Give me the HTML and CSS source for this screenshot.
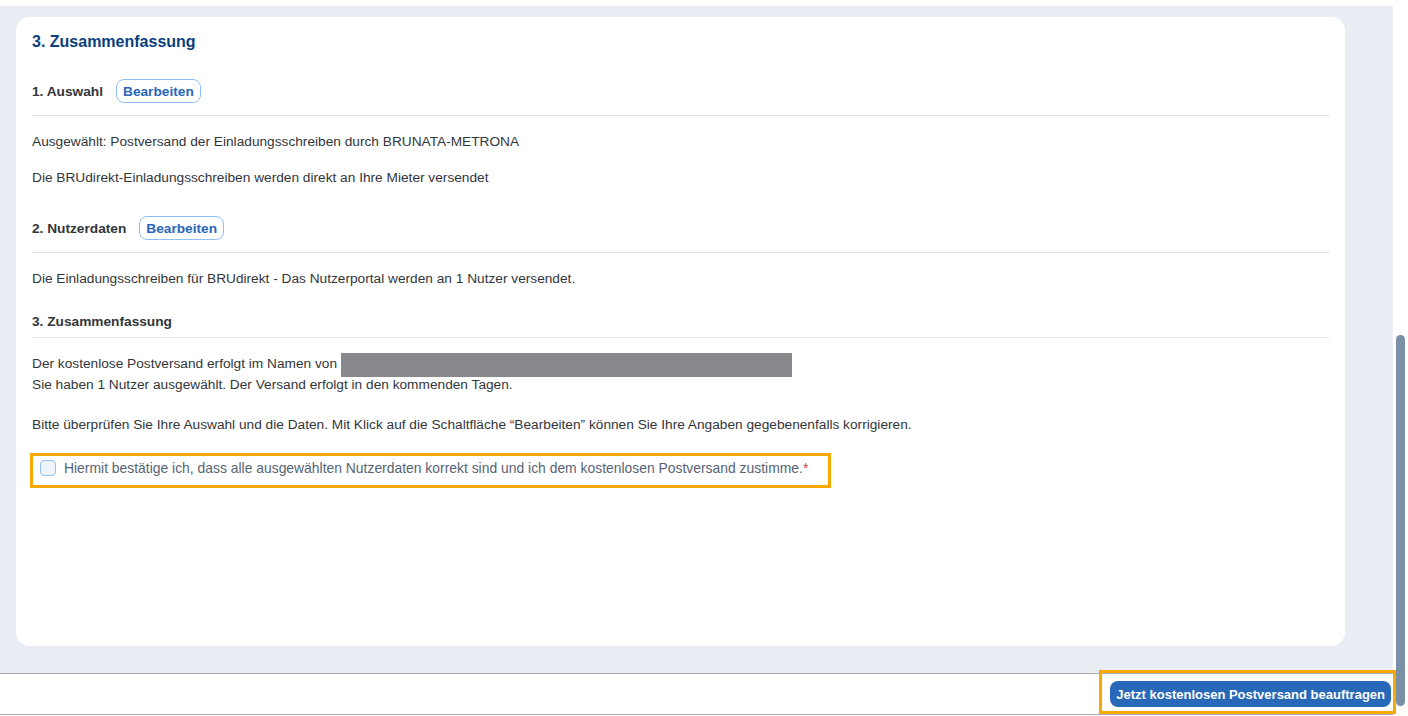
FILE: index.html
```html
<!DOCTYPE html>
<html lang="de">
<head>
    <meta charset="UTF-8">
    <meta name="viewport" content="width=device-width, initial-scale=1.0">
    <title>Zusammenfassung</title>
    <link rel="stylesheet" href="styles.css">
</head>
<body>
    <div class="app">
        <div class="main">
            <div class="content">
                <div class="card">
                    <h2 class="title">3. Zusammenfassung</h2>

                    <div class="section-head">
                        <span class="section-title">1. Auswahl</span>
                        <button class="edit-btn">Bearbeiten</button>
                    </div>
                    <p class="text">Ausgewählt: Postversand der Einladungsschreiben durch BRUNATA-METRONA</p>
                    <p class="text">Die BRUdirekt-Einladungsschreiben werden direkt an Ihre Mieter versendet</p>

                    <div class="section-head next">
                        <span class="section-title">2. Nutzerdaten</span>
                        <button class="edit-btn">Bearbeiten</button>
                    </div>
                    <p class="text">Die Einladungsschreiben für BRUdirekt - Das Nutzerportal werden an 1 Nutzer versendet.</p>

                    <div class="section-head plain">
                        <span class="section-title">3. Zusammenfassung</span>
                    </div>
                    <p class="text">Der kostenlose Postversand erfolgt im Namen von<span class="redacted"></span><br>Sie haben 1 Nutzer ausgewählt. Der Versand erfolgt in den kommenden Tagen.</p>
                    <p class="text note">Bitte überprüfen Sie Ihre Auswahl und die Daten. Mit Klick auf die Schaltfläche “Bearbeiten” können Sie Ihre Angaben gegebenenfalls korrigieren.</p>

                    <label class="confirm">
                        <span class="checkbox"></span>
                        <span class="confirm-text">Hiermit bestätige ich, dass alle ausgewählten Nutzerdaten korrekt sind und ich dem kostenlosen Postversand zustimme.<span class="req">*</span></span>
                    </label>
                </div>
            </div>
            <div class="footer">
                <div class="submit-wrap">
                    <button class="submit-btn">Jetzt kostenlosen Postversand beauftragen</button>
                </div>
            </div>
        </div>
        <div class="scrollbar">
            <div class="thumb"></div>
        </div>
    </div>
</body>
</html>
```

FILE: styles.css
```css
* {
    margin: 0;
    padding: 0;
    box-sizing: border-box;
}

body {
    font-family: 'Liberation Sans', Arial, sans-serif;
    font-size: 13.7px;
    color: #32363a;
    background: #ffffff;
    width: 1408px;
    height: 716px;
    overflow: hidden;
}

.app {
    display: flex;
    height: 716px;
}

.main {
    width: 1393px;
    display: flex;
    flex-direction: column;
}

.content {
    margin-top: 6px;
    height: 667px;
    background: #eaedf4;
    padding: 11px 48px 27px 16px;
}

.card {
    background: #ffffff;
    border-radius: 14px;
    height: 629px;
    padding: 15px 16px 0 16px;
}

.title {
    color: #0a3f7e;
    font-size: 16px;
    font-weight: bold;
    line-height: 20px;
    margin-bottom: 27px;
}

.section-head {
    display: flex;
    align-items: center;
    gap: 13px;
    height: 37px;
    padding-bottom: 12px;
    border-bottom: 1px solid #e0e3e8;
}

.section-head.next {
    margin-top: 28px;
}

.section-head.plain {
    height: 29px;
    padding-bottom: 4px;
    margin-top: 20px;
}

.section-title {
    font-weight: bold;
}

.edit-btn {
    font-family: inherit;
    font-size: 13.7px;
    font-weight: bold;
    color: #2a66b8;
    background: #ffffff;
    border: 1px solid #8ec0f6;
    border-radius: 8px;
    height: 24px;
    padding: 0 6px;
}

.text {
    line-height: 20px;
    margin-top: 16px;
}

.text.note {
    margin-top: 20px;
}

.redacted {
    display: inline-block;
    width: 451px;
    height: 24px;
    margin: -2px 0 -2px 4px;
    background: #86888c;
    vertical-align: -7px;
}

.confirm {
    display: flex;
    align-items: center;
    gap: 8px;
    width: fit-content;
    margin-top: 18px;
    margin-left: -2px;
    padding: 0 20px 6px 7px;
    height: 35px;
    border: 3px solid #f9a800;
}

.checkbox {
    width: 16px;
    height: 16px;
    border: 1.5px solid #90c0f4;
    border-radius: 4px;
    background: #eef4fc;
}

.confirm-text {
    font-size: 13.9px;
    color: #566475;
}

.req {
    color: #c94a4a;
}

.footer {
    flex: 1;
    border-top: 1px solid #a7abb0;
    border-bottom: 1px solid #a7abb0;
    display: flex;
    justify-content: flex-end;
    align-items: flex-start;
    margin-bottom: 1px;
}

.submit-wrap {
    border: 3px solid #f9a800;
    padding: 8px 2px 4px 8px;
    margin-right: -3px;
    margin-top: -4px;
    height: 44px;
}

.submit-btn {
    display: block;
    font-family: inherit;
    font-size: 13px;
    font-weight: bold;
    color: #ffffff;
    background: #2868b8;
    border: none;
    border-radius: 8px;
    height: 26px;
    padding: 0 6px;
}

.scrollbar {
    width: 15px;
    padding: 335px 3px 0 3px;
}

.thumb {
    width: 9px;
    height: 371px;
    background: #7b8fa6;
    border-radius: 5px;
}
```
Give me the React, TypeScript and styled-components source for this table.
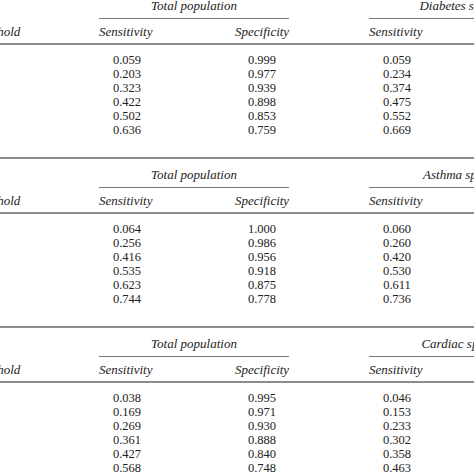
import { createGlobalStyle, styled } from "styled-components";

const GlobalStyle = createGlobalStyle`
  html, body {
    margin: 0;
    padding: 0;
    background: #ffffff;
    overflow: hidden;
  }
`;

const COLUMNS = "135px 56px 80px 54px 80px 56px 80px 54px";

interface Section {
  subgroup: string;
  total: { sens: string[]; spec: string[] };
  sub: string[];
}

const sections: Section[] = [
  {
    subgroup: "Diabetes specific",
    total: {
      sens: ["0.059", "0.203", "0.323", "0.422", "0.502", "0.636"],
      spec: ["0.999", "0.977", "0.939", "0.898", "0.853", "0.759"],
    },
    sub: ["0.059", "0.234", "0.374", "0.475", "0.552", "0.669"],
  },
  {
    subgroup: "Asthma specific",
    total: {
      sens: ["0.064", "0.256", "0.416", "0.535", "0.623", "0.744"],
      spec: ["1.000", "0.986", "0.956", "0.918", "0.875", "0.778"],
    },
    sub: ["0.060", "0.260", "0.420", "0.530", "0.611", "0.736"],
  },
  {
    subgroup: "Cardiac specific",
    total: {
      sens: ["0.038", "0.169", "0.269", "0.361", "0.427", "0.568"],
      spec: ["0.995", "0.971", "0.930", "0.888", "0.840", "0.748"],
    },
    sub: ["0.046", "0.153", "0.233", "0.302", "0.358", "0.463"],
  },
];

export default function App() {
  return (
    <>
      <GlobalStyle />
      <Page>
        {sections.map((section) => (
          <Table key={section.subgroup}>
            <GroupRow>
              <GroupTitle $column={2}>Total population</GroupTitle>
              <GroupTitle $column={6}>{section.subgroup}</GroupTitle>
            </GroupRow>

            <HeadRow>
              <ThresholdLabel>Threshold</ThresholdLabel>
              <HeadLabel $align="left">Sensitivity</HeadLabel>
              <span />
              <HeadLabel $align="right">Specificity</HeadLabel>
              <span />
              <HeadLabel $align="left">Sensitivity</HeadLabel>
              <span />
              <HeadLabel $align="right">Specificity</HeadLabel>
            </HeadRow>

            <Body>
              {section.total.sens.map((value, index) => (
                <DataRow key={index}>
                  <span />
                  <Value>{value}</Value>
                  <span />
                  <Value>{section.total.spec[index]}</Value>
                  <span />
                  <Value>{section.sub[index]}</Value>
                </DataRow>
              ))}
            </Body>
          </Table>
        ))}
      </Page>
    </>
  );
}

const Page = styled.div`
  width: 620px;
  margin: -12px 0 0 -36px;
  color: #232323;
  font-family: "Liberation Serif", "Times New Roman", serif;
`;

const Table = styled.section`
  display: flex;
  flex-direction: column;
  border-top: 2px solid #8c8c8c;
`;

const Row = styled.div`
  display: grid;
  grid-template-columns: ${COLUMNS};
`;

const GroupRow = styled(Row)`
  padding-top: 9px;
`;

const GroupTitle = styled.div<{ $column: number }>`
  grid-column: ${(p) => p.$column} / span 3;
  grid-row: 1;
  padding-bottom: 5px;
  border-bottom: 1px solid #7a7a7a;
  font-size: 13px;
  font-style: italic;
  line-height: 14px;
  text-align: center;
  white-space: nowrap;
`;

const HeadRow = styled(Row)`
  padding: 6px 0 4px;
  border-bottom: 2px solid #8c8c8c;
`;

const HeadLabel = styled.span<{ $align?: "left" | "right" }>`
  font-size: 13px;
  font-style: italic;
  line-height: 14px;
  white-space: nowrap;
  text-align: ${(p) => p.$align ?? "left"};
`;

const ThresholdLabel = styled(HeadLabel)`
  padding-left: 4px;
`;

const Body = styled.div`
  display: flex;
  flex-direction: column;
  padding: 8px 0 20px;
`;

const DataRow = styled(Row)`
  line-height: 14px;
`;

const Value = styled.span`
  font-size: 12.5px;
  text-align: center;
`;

•••••

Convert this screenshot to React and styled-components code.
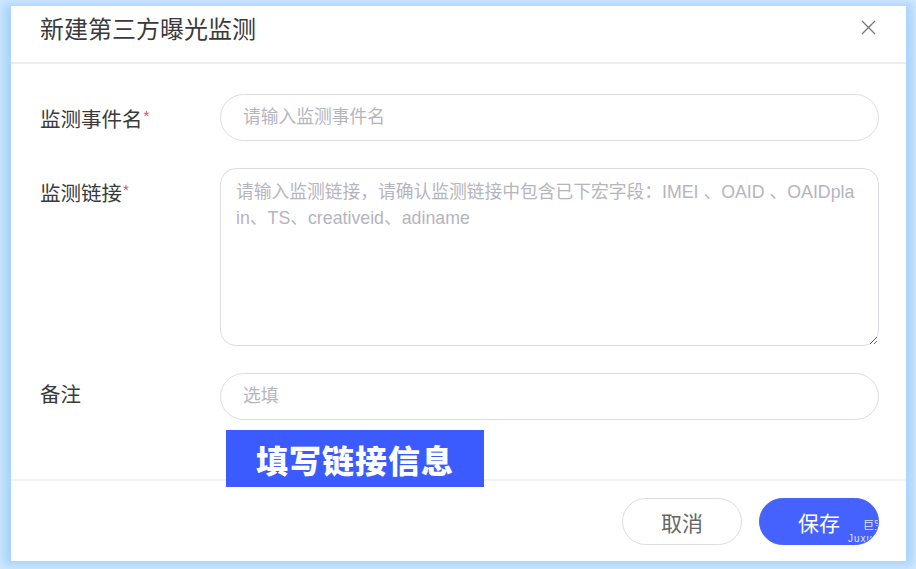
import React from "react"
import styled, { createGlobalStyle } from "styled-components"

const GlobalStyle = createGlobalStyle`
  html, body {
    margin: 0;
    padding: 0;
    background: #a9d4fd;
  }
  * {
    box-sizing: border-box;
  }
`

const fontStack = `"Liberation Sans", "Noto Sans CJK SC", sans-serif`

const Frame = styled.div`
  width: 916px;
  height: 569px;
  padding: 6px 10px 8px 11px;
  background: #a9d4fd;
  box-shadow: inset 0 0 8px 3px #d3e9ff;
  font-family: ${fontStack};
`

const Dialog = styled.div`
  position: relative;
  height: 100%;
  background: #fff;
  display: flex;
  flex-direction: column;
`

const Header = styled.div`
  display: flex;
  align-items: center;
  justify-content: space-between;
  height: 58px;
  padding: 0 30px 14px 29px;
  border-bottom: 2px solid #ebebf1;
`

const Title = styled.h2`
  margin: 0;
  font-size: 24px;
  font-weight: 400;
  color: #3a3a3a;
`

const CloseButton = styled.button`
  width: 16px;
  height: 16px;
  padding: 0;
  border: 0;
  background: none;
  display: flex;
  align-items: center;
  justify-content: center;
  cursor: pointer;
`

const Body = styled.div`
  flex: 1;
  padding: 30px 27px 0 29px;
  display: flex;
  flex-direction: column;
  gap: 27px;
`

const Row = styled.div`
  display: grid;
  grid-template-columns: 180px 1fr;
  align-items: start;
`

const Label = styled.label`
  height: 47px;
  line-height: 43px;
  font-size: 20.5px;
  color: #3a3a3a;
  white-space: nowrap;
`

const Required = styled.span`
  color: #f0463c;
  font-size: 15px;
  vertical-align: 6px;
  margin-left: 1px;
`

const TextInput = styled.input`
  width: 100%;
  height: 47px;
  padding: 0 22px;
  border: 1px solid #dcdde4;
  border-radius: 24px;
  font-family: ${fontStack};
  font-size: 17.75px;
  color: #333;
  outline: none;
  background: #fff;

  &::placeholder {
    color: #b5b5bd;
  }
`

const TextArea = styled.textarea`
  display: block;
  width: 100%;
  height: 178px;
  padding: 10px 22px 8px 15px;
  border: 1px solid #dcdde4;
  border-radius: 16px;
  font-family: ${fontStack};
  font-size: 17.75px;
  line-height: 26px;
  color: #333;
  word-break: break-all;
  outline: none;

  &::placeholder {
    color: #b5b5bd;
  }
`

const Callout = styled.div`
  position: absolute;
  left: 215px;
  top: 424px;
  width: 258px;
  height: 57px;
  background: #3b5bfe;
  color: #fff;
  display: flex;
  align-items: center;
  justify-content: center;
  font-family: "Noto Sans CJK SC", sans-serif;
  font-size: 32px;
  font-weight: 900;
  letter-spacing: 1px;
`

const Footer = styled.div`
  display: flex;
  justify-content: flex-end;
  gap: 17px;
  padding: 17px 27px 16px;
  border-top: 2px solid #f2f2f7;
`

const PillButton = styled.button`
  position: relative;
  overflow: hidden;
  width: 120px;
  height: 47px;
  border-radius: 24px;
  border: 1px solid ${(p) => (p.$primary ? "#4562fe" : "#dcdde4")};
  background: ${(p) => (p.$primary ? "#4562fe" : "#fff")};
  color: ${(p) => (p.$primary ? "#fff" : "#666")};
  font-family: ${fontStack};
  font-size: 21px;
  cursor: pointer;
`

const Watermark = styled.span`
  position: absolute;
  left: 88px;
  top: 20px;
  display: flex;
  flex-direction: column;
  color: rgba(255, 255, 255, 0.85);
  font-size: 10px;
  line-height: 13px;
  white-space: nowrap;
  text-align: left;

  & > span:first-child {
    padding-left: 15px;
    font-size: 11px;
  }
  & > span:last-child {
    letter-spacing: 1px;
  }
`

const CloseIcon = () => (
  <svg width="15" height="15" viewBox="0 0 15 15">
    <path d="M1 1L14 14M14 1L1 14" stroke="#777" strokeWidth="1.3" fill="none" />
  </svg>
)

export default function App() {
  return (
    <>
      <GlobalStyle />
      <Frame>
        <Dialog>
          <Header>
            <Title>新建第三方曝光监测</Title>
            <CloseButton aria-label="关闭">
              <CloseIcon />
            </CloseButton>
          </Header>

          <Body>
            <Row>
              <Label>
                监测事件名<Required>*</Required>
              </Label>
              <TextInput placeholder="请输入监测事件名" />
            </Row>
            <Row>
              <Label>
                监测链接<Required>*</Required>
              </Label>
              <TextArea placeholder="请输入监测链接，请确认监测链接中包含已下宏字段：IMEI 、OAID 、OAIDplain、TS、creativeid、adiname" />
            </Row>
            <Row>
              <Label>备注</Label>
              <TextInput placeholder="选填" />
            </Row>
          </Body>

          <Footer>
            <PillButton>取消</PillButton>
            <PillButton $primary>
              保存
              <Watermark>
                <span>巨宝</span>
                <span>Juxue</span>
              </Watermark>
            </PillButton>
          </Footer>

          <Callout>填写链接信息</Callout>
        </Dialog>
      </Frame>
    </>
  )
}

•••••

> What you need to do
Copy every line of the listing containing the string "screenshot".

> Answer
Give me the HTML and CSS source for this screenshot.
Convert this screenshot to React and styled-components code.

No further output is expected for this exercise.